Abbas va si loin dans le compromis – beaucoup parlent de
 « compromission » – que certains de ses opposants au sein de la gauche
 laïque palestinienne le comparent à Pétain. Il mord le trait, 
incontestablement, lorsqu’il semble faire cause commune avec Israël, et 
avec l’Égyptien Moubarak, contre le Hamas. Ce sont les préparatifs 
d’offensive armée du Fatah contre le Hamas qui conduiront le mouvement 
islamiste à prendre les devants, et à s’emparer du pouvoir militairement
 à Gaza, en juin 2007. C’est la faute historique d’Abbas, pris ainsi en 
tenaille entre Israël, qui une fois de plus le piège, et le Hamas. Faute
 qu’il paie d’une perte de légitimité à Gaza, où le pouvoir du Hamas est
 toujours sans partage.
Il apparaît pourtant aujourd’hui qu’Abbas avait une 
stratégie sinon irréprochable, du moins cohérente : mettre son pays en 
ordre économique, se présenter comme un partisan constant du dialogue, 
pour revendiquer ensuite ce que ses interlocuteurs lui avaient promis : 
la reconnaissance d’un État palestinien. Beaucoup doutaient, avant le 
discours de l’ONU du 23 septembre, de la fermeté de Mahmoud Abbas. 
Est-ce l’aboutissement d’une stratégie mûrie de longue date, ou le 
résultat de la brusque prise de conscience d’un homme trop longtemps 
dupé par Israël, mais aussi par Washington et les grandes capitales 
européennes ? Toujours est-il que le vieil homme est allé jusqu’au bout 
de sa démarche. Il n’a finalement renoncé ni à demander la 
reconnaissance pleine et entière d’un État palestinien membre de l’ONU,
 ni aux frontières du 4 juin 1967, ni à Jérusalem-Est comme capitale.

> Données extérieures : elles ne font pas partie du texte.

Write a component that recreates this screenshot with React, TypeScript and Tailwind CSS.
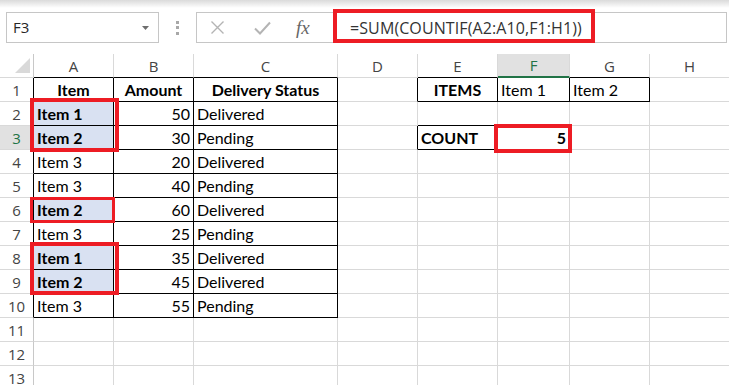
import React from "react";

type Cell = { t: string; b?: boolean; a?: "l" | "c" | "r"; fill?: boolean };

const LETTERS = ["A", "B", "C", "D", "E", "F", "G", "H"];

const data: Record<string, Cell> = {
  "1-0": { t: "Item", b: true, a: "c" },
  "1-1": { t: "Amount", b: true, a: "c" },
  "1-2": { t: "Delivery Status", b: true, a: "c" },
  "1-4": { t: "ITEMS", b: true, a: "c" },
  "1-5": { t: "Item 1" },
  "1-6": { t: "Item 2" },
  "3-4": { t: "COUNT", b: true },
  "3-5": { t: "5", b: true, a: "r" },
};

const rows: [string, number, string, boolean][] = [
  ["Item 1", 50, "Delivered", true],
  ["Item 2", 30, "Pending", true],
  ["Item 3", 20, "Delivered", false],
  ["Item 3", 40, "Pending", false],
  ["Item 2", 60, "Delivered", true],
  ["Item 3", 25, "Pending", false],
  ["Item 1", 35, "Delivered", true],
  ["Item 2", 45, "Delivered", true],
  ["Item 3", 55, "Pending", false],
];
rows.forEach((row, i) => {
  const r = i + 2;
  data[`${r}-0`] = { t: row[0], b: row[3], fill: row[3] };
  data[`${r}-1`] = { t: String(row[1]), a: "r" };
  data[`${r}-2`] = { t: row[2] };
});

const bordered = (r: number, c: number) =>
  (r >= 1 && r <= 10 && c >= 0 && c <= 2) ||
  (r === 1 && c >= 4 && c <= 6) ||
  (r === 3 && (c === 4 || c === 5));

function GridCell({ r, c }: { r: number; c: number }) {
  const d = data[`${r}-${c}`];
  const rb = bordered(r, c) || bordered(r, c + 1);
  const bb = bordered(r, c) || bordered(r + 1, c);
  const align =
    d?.a === "c" ? "justify-center" : d?.a === "r" ? "justify-end pr-[3px]" : "justify-start pl-[3px]";
  return (
    <div
      className={`flex items-end pb-[2px] border-r border-b overflow-visible whitespace-nowrap text-[16px] leading-[18px] text-black font-['Lato',sans-serif] ${
        rb ? "border-r-black" : "border-r-[#d9d9d9]"
      } ${bb ? "border-b-black" : "border-b-[#d9d9d9]"} ${d?.fill ? "bg-[#d9e1f2]" : "bg-white"} ${
        d?.b ? "font-bold" : "font-normal"
      } ${align}`}
    >
      {d?.t ?? ""}
    </div>
  );
}

function RowHeader({ r }: { r: number }) {
  const sel = r === 3;
  return (
    <div
      className={`flex items-end justify-center pb-[2px] border-r border-b border-b-[#d9d9d9] text-[15px] leading-[18px] font-['Open_Sans',sans-serif] ${
        bordered(r, 0) ? "border-r-black" : "border-r-[#c8c8c8]"
      } ${sel ? "bg-[#e1e1e1] text-[#217346]" : "bg-white text-[#444444]"}`}
    >
      {r}
    </div>
  );
}

function ColHeader({ c }: { c: number }) {
  const sel = c === 5;
  return (
    <div
      className={`flex items-center justify-center pt-[1px] border-r border-r-[#d9d9d9] text-[15px] font-['Open_Sans',sans-serif] ${
        sel
          ? "bg-[#e1e1e1] text-[#217346] border-b-2 border-b-[#217346]"
          : bordered(1, c)
          ? "bg-white text-[#444444] border-b border-b-black"
          : "bg-white text-[#444444] border-b border-b-[#d9d9d9]"
      }`}
    >
      {LETTERS[c]}
    </div>
  );
}

export default function App() {
  const rowNums = Array.from({ length: 13 }, (_, i) => i + 1);
  return (
    <div className="w-[729px] h-[385px] overflow-hidden bg-white relative font-['Open_Sans',sans-serif]">
      {/* Formula bar area */}
      <div className="h-[54px] bg-[linear-gradient(to_bottom,#dadada_0px,#ffffff_8px)] pt-[12px] pl-[6px] pr-[2px]">
        <div className="flex h-[31px] items-stretch">
          <div className="w-[153px] border border-[#c6c6c6] bg-white flex items-center justify-between pl-[6px] pr-[9px]">
            <span className="text-[15px] text-[#262626] leading-none">F3</span>
            <svg width="7" height="4" viewBox="0 0 7 4">
              <polygon points="0,0 7,0 3.5,4" fill="#6e6e6e" />
            </svg>
          </div>
          <div className="w-[37px] flex flex-col items-center justify-center gap-[2.5px]">
            <div className="w-[3px] h-[3px] bg-[#a8a8a8]" />
            <div className="w-[3px] h-[3px] bg-[#a8a8a8]" />
            <div className="w-[3px] h-[3px] bg-[#a8a8a8]" />
          </div>
          <div className="flex-1 border border-[#c6c6c6] bg-white flex items-center relative">
            <div className="w-[136px] flex items-center pl-[13px] gap-[29px]">
              <svg width="15" height="15" viewBox="0 0 15 15">
                <path d="M1.5 1.5 L13.5 13.5 M13.5 1.5 L1.5 13.5" stroke="#b4b4b4" strokeWidth="1.4" fill="none" />
              </svg>
              <svg width="17" height="14" viewBox="0 0 17 14">
                <path d="M1 7.5 L6 12.5 L16 1.5" stroke="#b4b4b4" strokeWidth="2" fill="none" />
              </svg>
              <span className="font-['Liberation_Serif',serif] italic text-[19px] text-[#666666] leading-none -ml-[4px]">
                fx
              </span>
            </div>
            <span className="pl-[17px] text-[16px] text-[#333333] leading-none pt-[1px] tracking-[0.1px]">
              =SUM(COUNTIF(A2:A10,F1:H1))
            </span>
            <div className="absolute left-[136px] top-[-4px] w-[262px] h-[34px] border-4 border-[#ed1c24]" />
          </div>
        </div>
      </div>

      {/* Grid */}
      <div className="relative">
        <div className="grid grid-cols-[34px_80px_80px_144px_80px_80px_72px_80px_80px] auto-rows-[24px]">
          <div className="border-r border-r-[#c8c8c8] border-b border-b-[#d9d9d9] bg-white relative">
            <svg className="absolute left-[15px] top-[4px]" width="16" height="16" viewBox="0 0 16 16">
              <polygon points="0,15 15,15 15,0" fill="#d9d9d9" />
            </svg>
          </div>
          {LETTERS.map((_, c) => (
            <ColHeader key={c} c={c} />
          ))}
          {rowNums.map((r) => (
            <React.Fragment key={r}>
              <RowHeader r={r} />
              {LETTERS.map((_, c) => (
                <GridCell key={c} r={r} c={c} />
              ))}
            </React.Fragment>
          ))}
        </div>
        {/* Red highlight boxes */}
        <div className="absolute left-[30px] top-[44px] w-[89px] h-[54px] border-4 border-[#ed1c24]" />
        <div className="absolute left-[30px] top-[143px] w-[85px] h-[26px] border-[3.5px] border-[#ed1c24]" />
        <div className="absolute left-[30px] top-[188px] w-[89px] h-[53px] border-4 border-[#ed1c24]" />
        <div className="absolute left-[494px] top-[70px] w-[78px] h-[29px] border-4 border-[#ed1c24]" />
      </div>
    </div>
  );
}
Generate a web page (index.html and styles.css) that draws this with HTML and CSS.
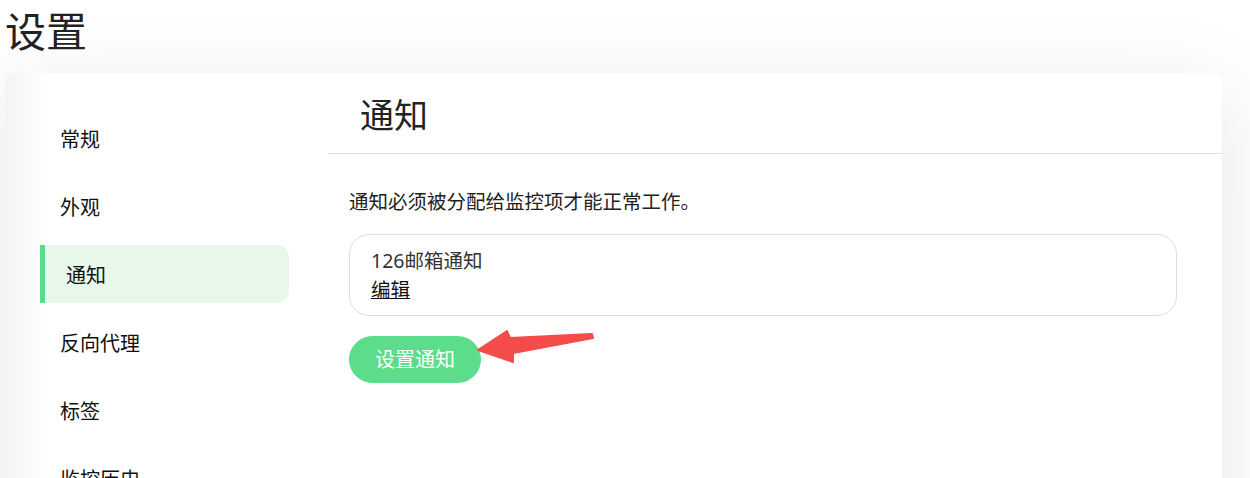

Reste le douloureux problème du droit au retour des 
réfugiés. Reste aussi que les longues tractations qui ont débuté lundi 
aux Nations unies peuvent encore laisser le temps d’un nouveau recul 
palestinien. La postérité d’un homme n’est certes pas le problème 
principal du peuple palestinien, mais, à 76 ans, Mahmoud Abbas trouve 
dans la situation actuelle une chance inespérée de léguer une image 
positive à l’histoire. Ce peut être suffisant pour inciter à la fermeté 
celui qui fut de tout temps le « modéré » de la direction palestinienne.